Now, let us define the equilibria, data are from course material at Applied Physcial Chemistry, KTH Royal Insitiute of Technology.


In [ ]:
H2O_c = init_conc['H2O']
w_autop = Equilibrium({'H2O': 1}, {'H+': 1, 'OH-': 1}, 10**-14/H2O_c)
NH4p_pr = Equilibrium({'NH4+': 1}, {'H+': 1, 'NH3': 1}, 10**-9.26)
CuOH2_s = Equilibrium({'Cu(OH)2(s)': 1}, {'Cu+2': 1, 'OH-': 2}, 10**-18.8)
CuOH_B3 = Equilibrium({'Cu(OH)2(s)': 1, 'OH-': 1}, {'Cu(OH)3-': 1}, 10**-3.6)
CuOH_B4 = Equilibrium({'Cu(OH)2(s)': 1, 'OH-': 2}, {'Cu(OH)4-2': 1}, 10**-2.7)
Cu2OH2 = Equilibrium({'Cu+2': 2, 'H2O': 2}, {'Cu2(OH)2+2': 1, 'H+': 2}, 10**-10.6 / H2O_c**2)
CuNH3_B1 = Equilibrium({'CuNH3+2': 1}, {'Cu+2': 1, 'NH3': 1}, 10**-4.3)
CuNH3_B2 = Equilibrium({'Cu(NH3)2+2': 1}, {'Cu+2': 1, 'NH3': 2}, 10**-7.9)
CuNH3_B3 = Equilibrium({'Cu(NH3)3+2': 1}, {'Cu+2': 1, 'NH3': 3}, 10**-10.8)
CuNH3_B4 = Equilibrium({'Cu(NH3)4+2': 1}, {'Cu+2': 1, 'NH3': 4}, 10**-13.0)
CuNH3_B5 = Equilibrium({'Cu(NH3)5+2': 1}, {'Cu+2': 1, 'NH3': 5}, 10**-12.4)
equilibria = w_autop, NH4p_pr, CuNH3_B1, CuNH3_B2, CuNH3_B3, CuNH3_B4, CuNH3_B5, Cu2OH2, CuOH2_s, CuOH_B3, CuOH_B4

Let's see if we can print equilibria in a human-readable form:


In [ ]:
show(', '.join([s.latex_name for s in substances]))
show('~')
from math import log10
for eq in equilibria:
    ltx = eq.latex(dict(zip(substance_names, substances)))
    show(ltx + '~'*(80-len(ltx)) + 'lgK = {0:12.5g}'.format(log10(eq.param)))  # latex table would be better...

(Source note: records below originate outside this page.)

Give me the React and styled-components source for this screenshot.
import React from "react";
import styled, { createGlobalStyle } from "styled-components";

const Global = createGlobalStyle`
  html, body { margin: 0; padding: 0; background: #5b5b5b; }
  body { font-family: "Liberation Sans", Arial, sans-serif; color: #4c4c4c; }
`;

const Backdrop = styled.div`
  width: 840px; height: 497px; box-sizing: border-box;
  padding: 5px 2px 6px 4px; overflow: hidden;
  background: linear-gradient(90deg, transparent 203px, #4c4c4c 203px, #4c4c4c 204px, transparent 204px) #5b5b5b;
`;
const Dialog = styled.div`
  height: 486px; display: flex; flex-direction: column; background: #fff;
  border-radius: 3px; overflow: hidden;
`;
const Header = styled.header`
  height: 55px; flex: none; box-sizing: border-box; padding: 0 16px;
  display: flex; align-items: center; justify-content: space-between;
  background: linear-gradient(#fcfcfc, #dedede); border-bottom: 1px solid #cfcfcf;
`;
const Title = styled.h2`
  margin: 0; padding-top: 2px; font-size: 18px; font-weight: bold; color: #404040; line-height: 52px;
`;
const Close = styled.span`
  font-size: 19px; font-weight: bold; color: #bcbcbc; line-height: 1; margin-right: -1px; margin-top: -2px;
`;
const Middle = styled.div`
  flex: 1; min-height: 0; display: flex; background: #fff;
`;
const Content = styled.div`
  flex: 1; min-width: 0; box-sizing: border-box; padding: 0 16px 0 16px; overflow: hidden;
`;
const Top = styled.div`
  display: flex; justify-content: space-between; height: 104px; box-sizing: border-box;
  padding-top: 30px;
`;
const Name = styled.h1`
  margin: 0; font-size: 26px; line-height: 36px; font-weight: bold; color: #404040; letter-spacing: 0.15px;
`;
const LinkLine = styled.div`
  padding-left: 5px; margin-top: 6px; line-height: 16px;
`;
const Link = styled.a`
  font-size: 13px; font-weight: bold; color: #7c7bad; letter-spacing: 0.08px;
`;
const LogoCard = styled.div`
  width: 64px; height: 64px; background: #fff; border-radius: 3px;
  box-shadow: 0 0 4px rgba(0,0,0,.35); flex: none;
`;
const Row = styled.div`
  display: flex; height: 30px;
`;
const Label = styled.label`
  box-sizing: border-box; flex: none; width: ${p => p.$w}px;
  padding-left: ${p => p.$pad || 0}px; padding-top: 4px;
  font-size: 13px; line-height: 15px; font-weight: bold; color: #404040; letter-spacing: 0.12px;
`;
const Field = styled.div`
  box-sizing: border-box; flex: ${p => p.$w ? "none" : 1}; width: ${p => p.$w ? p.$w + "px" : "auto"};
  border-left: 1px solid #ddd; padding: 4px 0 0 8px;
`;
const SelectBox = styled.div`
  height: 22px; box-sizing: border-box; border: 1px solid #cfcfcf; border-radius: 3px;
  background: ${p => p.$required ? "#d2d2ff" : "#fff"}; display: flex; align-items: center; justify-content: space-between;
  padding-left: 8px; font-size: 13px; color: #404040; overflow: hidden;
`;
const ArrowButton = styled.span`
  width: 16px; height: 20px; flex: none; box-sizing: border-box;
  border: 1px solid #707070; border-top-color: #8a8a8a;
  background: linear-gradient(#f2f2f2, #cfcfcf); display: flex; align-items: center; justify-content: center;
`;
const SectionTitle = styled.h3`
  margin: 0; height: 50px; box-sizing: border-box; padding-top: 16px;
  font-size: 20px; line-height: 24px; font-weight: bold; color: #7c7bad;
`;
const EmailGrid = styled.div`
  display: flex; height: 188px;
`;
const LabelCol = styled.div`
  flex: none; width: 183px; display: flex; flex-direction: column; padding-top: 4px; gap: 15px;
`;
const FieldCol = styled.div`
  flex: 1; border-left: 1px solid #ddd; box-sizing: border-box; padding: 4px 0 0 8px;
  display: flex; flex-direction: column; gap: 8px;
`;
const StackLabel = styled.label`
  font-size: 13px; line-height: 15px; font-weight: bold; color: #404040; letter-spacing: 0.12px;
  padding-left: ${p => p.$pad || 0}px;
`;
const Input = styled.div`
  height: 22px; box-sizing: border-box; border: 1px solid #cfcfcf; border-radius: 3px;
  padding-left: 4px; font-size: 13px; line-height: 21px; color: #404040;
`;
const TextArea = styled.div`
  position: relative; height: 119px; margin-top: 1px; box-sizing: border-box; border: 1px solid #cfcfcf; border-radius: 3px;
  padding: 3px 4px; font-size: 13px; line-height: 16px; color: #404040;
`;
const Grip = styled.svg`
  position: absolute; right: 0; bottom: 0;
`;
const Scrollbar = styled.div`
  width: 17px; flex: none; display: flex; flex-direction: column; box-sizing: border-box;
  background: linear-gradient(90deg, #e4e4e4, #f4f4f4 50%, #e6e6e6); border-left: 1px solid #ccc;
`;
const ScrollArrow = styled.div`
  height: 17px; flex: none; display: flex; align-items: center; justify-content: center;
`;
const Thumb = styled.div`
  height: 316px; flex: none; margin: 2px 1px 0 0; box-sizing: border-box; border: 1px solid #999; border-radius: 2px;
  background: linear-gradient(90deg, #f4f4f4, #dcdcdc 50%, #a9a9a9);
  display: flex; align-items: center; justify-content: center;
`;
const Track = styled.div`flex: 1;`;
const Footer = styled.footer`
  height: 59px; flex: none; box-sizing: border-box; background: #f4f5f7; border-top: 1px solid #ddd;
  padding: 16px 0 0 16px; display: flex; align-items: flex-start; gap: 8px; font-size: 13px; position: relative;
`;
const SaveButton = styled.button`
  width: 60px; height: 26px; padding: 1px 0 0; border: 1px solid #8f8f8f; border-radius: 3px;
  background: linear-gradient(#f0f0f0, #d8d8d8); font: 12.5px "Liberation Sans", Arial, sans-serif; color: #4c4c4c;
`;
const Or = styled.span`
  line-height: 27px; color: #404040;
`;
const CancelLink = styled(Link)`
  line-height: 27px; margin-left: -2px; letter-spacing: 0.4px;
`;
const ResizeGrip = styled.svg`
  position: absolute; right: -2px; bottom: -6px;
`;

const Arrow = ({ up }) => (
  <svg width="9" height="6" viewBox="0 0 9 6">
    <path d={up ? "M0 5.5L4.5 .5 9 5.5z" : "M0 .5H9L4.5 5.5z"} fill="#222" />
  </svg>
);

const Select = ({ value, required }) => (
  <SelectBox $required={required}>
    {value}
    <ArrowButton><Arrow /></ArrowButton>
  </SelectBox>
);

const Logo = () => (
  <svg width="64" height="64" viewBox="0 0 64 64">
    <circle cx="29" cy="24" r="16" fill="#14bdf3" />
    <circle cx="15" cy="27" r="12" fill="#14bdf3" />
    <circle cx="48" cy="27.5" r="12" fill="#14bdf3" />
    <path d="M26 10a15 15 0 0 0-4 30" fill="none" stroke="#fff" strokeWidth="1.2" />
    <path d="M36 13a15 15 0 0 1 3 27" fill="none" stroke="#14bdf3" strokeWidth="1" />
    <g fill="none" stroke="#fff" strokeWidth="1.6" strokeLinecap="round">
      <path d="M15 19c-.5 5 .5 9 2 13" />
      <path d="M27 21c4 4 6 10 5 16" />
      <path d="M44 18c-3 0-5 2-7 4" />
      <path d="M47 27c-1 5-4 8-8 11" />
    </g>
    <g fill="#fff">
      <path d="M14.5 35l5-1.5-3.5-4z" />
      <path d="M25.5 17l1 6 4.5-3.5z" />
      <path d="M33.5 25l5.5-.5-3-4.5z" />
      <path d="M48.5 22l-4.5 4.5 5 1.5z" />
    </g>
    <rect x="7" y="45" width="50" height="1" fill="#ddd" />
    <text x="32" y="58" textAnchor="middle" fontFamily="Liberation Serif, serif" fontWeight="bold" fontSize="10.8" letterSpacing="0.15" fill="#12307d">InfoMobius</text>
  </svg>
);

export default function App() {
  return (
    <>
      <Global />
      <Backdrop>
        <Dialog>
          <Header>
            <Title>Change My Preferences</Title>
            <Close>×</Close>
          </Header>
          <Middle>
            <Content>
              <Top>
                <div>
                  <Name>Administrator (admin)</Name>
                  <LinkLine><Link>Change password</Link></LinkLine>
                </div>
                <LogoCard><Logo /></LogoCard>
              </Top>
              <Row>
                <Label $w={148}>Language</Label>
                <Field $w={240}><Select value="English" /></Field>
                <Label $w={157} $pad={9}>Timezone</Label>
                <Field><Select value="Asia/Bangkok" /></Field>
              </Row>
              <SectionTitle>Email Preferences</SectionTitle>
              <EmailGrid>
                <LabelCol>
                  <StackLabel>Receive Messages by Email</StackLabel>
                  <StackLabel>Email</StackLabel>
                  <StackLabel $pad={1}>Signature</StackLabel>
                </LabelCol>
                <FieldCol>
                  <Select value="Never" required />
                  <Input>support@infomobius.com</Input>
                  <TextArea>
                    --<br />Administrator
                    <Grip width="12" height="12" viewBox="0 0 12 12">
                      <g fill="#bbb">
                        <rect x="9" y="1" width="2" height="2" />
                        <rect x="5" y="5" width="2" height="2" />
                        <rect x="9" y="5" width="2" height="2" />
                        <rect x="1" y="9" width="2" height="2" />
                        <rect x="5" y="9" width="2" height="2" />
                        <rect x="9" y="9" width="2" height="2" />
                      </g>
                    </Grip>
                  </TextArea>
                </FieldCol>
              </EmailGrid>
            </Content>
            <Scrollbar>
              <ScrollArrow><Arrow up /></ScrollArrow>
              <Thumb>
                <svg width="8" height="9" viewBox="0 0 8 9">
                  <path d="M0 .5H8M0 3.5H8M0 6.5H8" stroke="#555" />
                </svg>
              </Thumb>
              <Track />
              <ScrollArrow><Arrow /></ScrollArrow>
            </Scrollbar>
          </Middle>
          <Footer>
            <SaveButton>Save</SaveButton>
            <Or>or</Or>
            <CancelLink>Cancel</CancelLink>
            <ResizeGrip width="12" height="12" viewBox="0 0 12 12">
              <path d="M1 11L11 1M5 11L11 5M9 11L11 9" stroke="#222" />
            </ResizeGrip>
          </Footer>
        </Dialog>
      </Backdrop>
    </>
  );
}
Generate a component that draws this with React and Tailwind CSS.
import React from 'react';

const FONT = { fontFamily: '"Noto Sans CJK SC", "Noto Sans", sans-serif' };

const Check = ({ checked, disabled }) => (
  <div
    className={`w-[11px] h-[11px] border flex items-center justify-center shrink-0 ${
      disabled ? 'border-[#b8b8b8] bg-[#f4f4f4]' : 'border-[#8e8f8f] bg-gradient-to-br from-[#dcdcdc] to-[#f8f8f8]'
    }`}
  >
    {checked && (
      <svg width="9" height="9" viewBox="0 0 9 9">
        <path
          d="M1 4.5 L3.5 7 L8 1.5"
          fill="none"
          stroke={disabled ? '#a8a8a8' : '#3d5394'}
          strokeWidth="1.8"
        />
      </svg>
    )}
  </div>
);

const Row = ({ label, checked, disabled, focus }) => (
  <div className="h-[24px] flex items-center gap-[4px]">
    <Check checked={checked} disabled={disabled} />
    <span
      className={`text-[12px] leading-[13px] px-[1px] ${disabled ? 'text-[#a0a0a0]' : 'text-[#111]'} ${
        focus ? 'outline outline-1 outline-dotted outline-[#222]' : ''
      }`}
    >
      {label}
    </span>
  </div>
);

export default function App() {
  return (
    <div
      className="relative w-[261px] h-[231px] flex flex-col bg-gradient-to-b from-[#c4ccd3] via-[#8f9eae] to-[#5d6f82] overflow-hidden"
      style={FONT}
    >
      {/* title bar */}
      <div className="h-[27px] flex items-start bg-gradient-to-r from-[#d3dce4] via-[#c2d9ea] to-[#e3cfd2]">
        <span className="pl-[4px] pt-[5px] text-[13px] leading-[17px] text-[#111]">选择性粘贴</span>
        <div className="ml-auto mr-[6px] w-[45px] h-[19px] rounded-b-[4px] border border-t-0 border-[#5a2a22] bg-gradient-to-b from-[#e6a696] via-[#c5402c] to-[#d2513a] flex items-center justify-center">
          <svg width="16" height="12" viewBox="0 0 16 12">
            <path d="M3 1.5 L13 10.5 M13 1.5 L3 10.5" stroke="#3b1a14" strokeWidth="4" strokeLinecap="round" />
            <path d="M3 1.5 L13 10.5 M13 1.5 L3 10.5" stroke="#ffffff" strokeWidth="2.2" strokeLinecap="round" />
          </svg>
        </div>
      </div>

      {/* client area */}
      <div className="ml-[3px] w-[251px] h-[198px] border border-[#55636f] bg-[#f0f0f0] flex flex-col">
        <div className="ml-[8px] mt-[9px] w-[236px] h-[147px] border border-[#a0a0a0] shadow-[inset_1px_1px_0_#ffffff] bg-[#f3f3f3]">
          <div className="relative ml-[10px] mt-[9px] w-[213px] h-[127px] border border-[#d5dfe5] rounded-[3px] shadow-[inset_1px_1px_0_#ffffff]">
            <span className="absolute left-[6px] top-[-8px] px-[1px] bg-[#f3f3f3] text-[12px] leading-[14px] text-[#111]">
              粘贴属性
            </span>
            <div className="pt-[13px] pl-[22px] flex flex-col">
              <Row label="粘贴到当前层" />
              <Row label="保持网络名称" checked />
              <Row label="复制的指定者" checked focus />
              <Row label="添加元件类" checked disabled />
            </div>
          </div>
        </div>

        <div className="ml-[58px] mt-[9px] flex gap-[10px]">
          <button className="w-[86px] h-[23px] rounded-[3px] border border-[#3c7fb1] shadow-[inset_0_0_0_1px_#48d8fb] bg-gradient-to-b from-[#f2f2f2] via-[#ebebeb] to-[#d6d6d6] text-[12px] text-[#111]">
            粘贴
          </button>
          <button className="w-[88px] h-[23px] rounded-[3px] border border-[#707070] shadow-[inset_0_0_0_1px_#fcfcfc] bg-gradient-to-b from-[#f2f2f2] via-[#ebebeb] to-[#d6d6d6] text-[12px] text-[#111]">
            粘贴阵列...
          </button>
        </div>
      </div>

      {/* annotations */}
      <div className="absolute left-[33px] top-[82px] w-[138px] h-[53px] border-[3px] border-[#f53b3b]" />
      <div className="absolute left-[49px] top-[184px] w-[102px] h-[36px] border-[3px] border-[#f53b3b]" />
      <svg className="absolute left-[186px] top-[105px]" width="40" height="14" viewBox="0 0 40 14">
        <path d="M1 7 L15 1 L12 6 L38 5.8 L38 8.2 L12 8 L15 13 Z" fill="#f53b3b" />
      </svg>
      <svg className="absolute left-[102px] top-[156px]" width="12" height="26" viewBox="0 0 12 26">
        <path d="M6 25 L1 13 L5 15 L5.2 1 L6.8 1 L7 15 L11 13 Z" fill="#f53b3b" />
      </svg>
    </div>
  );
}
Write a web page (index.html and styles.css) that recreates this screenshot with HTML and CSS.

To keep our numerical treatment as simple as possible we will try to avoid representing $Cu(OH)_2(s)$ explicitly (which is present in the three last equilibria). This is becuase the system of equations change when precipitation sets in.

However, we do want to keep the two last equilibria, therefore we rewrite those using the dissolution equilibria them only using dissolved species:


In [ ]:
new_eqs = CuOH2_s - CuOH_B3, CuOH2_s - CuOH_B4
[str(_) for _ in new_eqs]

Now it's time to exclude the precipitate species and replace the last three equilibria with our two new ones:


In [ ]:
#skip_subs, skip_eq = (4, 4) # (0, 0), (1, 1), (3, 3), (4, 4), (11, 9)
skip_subs, skip_eq = (1, 3)
simpl_subs = substances[:-skip_subs]
simpl_eq = equilibria[:-skip_eq] + new_eqs
simpl_c0 = {k.name: init_conc[k.name] for k in simpl_subs}

From the law of mass action we can from the equilbria and from the preservation of mass and charge formulate a non-linear system of equations:


In [ ]:
import sympy as sp
import numpy as np
sp.init_printing()
eqsys = EqSystem(simpl_eq, simpl_subs)
x, i, Ks = sp.symarray('x', eqsys.ns), sp.symarray('i', eqsys.ns), sp.symarray('K', eqsys.nr)
params = np.concatenate((i, Ks))
numsys_lin = NumSysLin(eqsys, backend=sp)
numsys_lin.f(x, params)

It turns out that the success of the numerical root finding process for above system of equations is terribly sensitive on the choice of the initial guess. We therefore reformulate the equations in terms of the logarithm of the concentrations:


In [ ]:
numsys_log = NumSysLog(eqsys, backend=sp)
f = numsys_log.f(x, params)
f

We can take a peek on the jacobian of this vector:


In [ ]:
sp.Matrix(1, len(f), lambda _, q: f[q]).jacobian(x)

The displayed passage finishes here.